* [Available records]:

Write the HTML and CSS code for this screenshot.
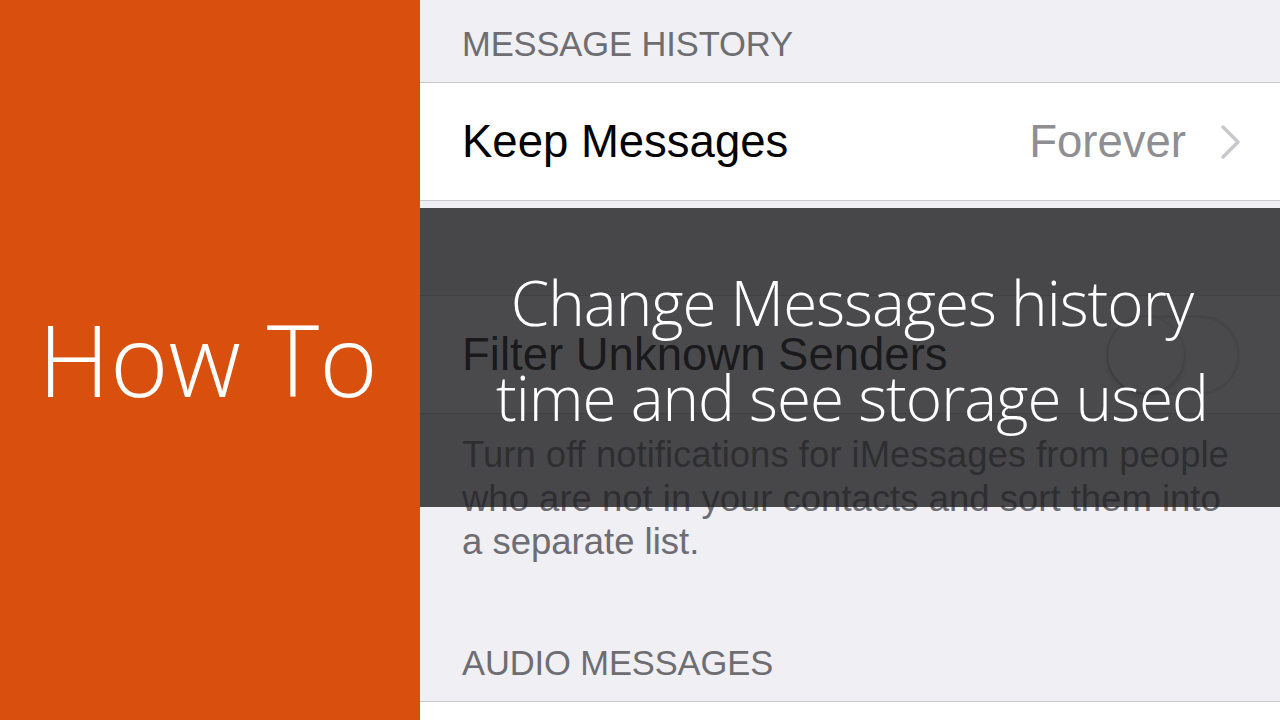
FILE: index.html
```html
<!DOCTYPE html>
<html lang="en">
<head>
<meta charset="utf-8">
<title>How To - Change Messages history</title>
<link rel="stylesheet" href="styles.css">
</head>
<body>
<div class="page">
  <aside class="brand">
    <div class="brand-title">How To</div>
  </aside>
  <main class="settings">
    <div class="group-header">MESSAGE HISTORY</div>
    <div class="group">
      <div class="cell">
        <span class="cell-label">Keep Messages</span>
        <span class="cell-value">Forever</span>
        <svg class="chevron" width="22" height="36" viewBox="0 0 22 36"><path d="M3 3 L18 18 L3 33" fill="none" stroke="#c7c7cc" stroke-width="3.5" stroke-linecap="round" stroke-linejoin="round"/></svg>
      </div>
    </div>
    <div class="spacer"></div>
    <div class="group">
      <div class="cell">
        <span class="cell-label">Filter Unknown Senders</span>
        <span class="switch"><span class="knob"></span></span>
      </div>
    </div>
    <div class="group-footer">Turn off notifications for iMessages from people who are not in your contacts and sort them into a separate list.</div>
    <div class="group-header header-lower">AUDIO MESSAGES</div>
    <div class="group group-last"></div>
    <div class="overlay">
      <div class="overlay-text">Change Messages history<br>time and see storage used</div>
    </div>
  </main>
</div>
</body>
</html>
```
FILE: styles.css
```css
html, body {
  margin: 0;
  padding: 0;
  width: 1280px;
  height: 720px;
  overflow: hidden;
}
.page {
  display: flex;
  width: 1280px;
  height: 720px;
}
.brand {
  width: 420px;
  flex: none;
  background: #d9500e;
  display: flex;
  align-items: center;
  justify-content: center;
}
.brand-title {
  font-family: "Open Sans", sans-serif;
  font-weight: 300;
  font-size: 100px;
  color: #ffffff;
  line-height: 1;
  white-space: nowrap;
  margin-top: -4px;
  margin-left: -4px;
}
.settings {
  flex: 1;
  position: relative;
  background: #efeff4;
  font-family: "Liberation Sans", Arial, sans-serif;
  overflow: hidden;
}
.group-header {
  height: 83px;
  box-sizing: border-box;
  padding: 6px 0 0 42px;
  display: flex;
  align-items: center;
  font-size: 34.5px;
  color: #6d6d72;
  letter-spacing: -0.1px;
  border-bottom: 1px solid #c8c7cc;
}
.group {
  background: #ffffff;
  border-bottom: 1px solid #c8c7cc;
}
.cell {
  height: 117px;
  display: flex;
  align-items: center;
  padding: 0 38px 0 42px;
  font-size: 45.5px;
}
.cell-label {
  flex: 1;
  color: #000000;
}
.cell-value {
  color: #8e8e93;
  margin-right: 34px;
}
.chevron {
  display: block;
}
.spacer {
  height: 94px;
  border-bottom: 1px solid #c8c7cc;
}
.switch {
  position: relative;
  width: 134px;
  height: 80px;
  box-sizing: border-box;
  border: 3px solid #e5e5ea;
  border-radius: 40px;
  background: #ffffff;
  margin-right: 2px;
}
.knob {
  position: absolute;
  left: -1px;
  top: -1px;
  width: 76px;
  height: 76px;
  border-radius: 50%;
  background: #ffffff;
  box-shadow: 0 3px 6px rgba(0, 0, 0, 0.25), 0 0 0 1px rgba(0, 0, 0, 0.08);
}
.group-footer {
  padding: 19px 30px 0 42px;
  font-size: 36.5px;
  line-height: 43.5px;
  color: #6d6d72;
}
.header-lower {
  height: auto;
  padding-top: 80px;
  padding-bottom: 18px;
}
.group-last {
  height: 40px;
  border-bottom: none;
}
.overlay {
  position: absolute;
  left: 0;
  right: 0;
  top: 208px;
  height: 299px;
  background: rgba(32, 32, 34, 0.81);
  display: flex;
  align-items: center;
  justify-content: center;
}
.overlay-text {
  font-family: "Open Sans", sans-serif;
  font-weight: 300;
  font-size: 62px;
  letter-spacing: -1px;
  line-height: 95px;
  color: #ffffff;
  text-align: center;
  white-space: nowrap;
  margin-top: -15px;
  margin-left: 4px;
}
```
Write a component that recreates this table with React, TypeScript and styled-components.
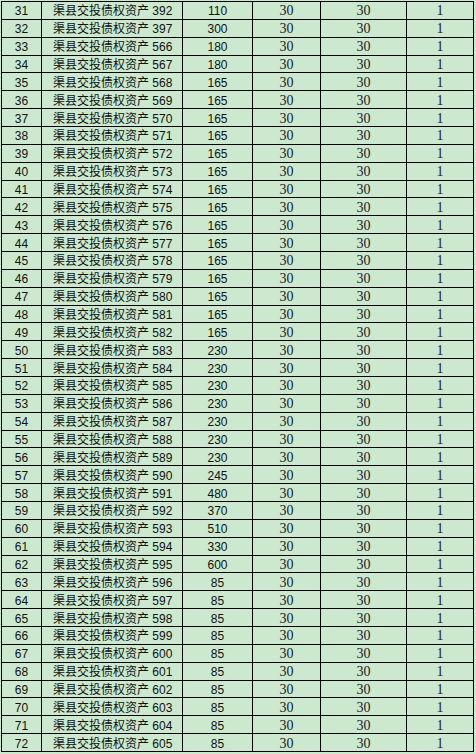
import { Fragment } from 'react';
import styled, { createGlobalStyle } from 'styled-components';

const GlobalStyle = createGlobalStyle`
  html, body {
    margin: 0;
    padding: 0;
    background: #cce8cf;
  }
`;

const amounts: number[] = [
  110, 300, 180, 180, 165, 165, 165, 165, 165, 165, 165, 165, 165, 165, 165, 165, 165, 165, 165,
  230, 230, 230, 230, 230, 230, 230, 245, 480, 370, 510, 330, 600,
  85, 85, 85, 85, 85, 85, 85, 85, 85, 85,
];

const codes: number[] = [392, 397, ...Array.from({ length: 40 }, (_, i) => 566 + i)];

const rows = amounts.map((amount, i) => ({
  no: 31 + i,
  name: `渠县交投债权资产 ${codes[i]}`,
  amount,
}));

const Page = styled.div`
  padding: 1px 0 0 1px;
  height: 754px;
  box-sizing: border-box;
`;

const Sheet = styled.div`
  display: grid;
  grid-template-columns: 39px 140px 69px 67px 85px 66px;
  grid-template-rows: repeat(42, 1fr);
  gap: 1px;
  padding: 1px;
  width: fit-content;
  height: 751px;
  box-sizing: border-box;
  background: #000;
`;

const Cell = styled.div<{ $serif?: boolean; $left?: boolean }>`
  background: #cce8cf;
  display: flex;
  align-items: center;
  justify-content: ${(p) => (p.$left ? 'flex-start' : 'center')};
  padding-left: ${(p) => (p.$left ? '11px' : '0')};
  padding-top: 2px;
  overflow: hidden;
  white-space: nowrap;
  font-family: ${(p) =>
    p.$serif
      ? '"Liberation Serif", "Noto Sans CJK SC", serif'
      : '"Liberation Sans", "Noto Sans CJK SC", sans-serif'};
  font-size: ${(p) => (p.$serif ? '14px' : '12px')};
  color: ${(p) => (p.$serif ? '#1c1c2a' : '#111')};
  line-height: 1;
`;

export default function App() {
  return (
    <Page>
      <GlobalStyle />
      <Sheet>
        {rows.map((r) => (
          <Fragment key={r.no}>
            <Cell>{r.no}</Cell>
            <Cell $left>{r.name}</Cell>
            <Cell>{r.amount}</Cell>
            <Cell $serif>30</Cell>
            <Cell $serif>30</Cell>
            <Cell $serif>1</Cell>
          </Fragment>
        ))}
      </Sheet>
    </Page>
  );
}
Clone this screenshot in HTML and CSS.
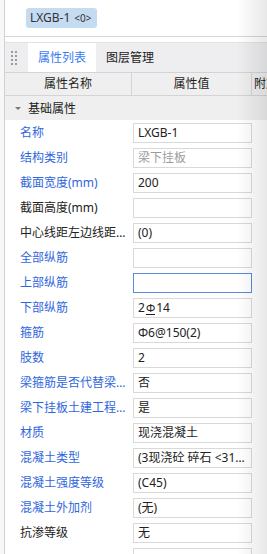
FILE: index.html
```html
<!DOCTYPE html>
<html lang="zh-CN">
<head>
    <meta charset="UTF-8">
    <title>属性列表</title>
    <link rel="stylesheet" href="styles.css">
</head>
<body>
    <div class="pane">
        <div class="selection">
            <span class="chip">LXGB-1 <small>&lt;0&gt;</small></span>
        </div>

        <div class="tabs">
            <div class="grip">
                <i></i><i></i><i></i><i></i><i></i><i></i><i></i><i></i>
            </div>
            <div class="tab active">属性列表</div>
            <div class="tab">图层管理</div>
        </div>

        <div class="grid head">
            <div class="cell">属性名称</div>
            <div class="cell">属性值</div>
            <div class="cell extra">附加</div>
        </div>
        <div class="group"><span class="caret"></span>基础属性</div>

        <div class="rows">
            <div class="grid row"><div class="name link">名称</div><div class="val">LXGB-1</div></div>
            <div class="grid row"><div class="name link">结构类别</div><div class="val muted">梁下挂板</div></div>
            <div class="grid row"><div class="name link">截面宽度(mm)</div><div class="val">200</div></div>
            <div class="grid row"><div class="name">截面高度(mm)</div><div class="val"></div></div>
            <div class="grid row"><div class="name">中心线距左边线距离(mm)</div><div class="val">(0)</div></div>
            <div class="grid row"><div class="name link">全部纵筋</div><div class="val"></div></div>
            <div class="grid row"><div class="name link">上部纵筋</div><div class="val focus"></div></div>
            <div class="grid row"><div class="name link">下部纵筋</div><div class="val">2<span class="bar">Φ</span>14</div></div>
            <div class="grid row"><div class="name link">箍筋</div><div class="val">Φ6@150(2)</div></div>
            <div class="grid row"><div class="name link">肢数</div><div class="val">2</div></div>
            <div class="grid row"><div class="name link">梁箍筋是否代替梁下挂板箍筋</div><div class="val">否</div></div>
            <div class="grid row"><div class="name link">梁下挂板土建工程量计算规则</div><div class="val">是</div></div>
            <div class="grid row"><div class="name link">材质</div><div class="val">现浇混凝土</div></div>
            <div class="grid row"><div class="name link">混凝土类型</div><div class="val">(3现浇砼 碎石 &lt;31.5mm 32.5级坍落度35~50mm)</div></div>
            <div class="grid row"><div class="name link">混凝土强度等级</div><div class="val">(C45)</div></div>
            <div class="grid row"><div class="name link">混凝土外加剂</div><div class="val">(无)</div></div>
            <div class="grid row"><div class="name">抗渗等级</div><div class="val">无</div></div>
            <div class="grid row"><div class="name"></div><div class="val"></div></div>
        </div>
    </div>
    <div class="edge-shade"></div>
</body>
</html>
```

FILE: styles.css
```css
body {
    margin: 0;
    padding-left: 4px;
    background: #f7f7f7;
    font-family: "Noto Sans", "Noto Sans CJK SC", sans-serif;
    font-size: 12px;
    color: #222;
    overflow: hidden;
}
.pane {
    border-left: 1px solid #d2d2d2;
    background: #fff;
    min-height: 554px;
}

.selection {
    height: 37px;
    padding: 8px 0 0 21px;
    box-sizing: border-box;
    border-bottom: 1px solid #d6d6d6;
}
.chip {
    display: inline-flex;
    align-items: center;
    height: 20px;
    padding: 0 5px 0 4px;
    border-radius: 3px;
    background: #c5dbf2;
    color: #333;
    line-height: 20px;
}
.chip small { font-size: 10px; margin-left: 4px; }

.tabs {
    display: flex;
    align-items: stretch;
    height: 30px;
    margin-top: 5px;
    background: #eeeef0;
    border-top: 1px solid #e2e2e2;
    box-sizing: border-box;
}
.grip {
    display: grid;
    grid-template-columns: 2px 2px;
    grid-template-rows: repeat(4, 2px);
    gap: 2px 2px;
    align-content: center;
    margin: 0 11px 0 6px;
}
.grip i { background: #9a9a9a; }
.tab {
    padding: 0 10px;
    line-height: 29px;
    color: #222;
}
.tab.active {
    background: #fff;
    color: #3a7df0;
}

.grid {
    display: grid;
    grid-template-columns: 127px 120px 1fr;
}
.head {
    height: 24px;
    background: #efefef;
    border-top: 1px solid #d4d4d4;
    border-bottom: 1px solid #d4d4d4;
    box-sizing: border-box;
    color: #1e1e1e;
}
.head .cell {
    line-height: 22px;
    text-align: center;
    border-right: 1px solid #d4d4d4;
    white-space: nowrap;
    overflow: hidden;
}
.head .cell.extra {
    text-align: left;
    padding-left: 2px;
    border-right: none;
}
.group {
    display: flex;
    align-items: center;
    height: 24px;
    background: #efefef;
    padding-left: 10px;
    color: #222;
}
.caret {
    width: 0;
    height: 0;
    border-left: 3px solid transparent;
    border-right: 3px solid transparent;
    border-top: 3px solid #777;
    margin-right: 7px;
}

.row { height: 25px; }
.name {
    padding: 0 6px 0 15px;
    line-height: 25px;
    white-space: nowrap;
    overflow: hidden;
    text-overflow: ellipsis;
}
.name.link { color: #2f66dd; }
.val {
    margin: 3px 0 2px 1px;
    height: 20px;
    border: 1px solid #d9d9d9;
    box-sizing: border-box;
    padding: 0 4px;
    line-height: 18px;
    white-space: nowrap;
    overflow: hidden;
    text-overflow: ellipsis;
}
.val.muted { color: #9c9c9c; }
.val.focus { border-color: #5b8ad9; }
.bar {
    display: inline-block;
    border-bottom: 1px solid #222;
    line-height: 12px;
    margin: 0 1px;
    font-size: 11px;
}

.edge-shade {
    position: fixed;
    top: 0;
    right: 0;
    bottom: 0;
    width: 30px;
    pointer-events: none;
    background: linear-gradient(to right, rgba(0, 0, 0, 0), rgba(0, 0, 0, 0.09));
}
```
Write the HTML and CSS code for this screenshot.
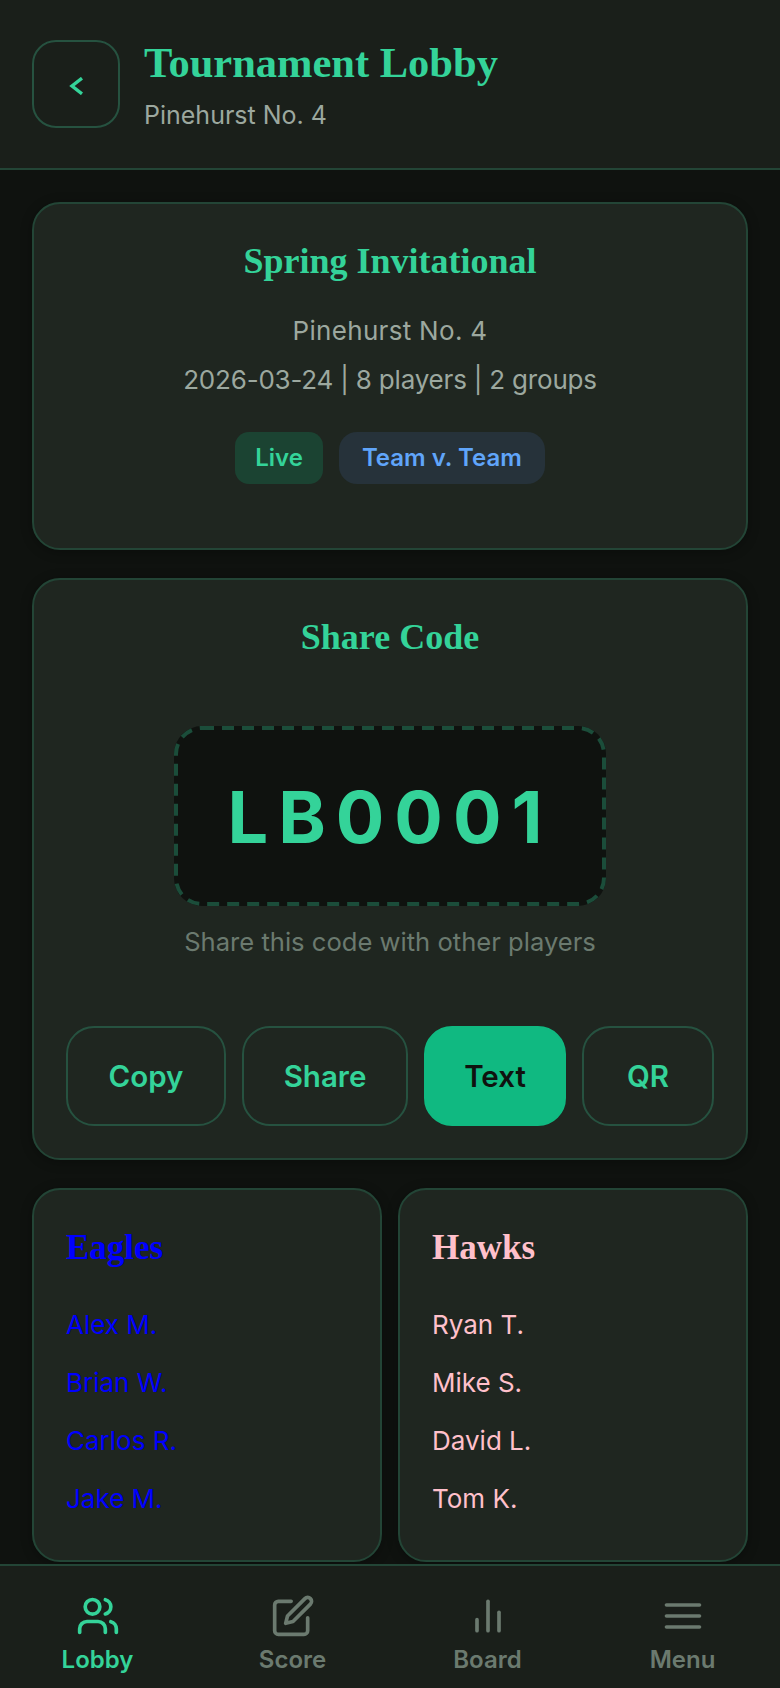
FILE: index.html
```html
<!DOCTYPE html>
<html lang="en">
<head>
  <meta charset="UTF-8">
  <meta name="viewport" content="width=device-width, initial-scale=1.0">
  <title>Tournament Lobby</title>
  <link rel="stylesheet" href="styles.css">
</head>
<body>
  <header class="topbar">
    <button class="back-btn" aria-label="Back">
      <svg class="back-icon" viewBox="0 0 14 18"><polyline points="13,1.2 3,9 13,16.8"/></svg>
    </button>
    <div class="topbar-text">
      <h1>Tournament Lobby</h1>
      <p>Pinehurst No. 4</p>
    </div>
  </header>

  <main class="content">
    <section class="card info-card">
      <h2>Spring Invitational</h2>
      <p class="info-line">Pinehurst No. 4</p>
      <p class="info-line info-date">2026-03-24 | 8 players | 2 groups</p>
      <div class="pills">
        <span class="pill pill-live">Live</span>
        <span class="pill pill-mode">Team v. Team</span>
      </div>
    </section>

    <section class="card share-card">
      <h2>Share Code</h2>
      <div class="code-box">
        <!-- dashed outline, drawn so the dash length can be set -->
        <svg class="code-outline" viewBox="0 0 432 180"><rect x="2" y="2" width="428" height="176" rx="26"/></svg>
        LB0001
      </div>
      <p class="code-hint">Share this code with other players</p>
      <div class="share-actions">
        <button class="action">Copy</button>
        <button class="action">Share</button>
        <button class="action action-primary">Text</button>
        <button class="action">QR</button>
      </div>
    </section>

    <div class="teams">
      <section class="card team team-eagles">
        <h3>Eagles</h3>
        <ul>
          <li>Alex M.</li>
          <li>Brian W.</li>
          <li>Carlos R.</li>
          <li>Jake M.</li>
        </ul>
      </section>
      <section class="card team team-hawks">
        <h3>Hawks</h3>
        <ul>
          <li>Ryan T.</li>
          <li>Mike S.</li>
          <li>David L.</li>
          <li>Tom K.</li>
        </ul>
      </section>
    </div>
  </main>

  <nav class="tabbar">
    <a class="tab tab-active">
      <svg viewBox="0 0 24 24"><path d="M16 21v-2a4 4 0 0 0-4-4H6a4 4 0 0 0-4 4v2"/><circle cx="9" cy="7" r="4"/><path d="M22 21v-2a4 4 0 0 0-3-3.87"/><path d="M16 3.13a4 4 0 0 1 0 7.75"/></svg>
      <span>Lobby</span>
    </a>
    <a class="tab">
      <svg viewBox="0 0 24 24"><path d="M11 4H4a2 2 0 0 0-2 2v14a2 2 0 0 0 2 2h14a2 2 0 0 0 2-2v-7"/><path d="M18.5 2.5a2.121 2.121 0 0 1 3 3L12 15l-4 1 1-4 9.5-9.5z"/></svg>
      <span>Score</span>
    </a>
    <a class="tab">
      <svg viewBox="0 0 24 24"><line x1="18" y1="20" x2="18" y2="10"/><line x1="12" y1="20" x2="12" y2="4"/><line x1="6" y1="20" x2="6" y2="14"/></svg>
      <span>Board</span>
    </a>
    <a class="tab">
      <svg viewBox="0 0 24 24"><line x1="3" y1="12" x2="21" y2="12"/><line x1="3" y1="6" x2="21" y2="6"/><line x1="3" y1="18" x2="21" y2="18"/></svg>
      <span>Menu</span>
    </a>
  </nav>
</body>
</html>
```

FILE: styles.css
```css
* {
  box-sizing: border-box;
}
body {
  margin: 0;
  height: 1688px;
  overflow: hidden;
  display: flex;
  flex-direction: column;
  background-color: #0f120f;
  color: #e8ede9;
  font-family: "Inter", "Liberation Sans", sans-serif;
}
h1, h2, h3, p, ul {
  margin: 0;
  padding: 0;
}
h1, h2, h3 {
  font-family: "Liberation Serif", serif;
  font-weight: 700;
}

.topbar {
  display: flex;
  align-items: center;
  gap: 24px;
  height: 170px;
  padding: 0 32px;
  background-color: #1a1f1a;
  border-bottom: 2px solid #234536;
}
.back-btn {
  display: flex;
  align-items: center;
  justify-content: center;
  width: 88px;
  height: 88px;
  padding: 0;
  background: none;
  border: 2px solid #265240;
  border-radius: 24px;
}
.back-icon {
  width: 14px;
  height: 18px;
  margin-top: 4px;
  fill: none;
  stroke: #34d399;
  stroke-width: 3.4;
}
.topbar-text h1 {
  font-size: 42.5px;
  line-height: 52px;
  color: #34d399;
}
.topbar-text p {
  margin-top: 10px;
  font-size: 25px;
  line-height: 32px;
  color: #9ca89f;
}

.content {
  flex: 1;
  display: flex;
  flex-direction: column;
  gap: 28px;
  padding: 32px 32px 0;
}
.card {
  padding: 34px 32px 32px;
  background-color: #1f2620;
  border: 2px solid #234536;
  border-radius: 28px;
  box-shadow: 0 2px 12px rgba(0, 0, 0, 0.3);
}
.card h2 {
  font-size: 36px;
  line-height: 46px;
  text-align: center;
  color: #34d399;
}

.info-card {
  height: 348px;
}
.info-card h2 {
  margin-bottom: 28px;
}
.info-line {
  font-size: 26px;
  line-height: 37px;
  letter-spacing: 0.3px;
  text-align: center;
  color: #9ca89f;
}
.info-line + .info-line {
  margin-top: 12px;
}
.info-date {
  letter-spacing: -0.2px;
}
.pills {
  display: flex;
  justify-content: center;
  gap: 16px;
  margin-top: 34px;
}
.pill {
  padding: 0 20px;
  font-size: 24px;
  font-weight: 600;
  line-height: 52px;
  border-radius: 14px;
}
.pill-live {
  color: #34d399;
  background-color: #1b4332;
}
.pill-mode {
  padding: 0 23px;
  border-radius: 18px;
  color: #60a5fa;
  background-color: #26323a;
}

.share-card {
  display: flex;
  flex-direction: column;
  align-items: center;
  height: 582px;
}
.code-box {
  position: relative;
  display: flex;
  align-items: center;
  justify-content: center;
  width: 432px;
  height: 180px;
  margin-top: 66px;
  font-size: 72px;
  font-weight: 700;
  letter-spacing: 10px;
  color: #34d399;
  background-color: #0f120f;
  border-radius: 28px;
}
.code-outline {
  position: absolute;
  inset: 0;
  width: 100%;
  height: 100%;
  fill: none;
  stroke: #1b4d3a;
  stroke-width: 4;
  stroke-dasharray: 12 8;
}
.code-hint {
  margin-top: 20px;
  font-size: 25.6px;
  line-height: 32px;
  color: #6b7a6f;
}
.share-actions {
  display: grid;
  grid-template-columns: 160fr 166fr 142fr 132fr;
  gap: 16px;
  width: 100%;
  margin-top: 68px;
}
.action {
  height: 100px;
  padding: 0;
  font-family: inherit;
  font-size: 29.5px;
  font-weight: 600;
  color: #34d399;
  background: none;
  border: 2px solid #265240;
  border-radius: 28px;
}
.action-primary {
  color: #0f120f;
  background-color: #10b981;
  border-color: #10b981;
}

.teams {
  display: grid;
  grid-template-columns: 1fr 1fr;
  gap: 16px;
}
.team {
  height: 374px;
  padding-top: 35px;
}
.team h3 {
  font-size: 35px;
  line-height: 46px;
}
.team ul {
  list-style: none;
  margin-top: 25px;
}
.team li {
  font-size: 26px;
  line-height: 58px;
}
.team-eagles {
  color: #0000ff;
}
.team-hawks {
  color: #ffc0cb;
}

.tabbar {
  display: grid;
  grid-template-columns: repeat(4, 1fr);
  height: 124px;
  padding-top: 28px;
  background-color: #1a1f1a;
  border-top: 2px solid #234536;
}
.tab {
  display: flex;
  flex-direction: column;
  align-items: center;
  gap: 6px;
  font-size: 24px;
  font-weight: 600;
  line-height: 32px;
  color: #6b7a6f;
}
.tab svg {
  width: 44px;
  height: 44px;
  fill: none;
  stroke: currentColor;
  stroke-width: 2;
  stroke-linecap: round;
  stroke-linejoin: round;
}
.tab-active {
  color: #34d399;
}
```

* [Set exercise]: List every line above that holds the word "with".

* [Written reply]:
Write a component that recreates this table with React, TypeScript and styled-components.
      <p class="code-hint">Share this code with other players</p>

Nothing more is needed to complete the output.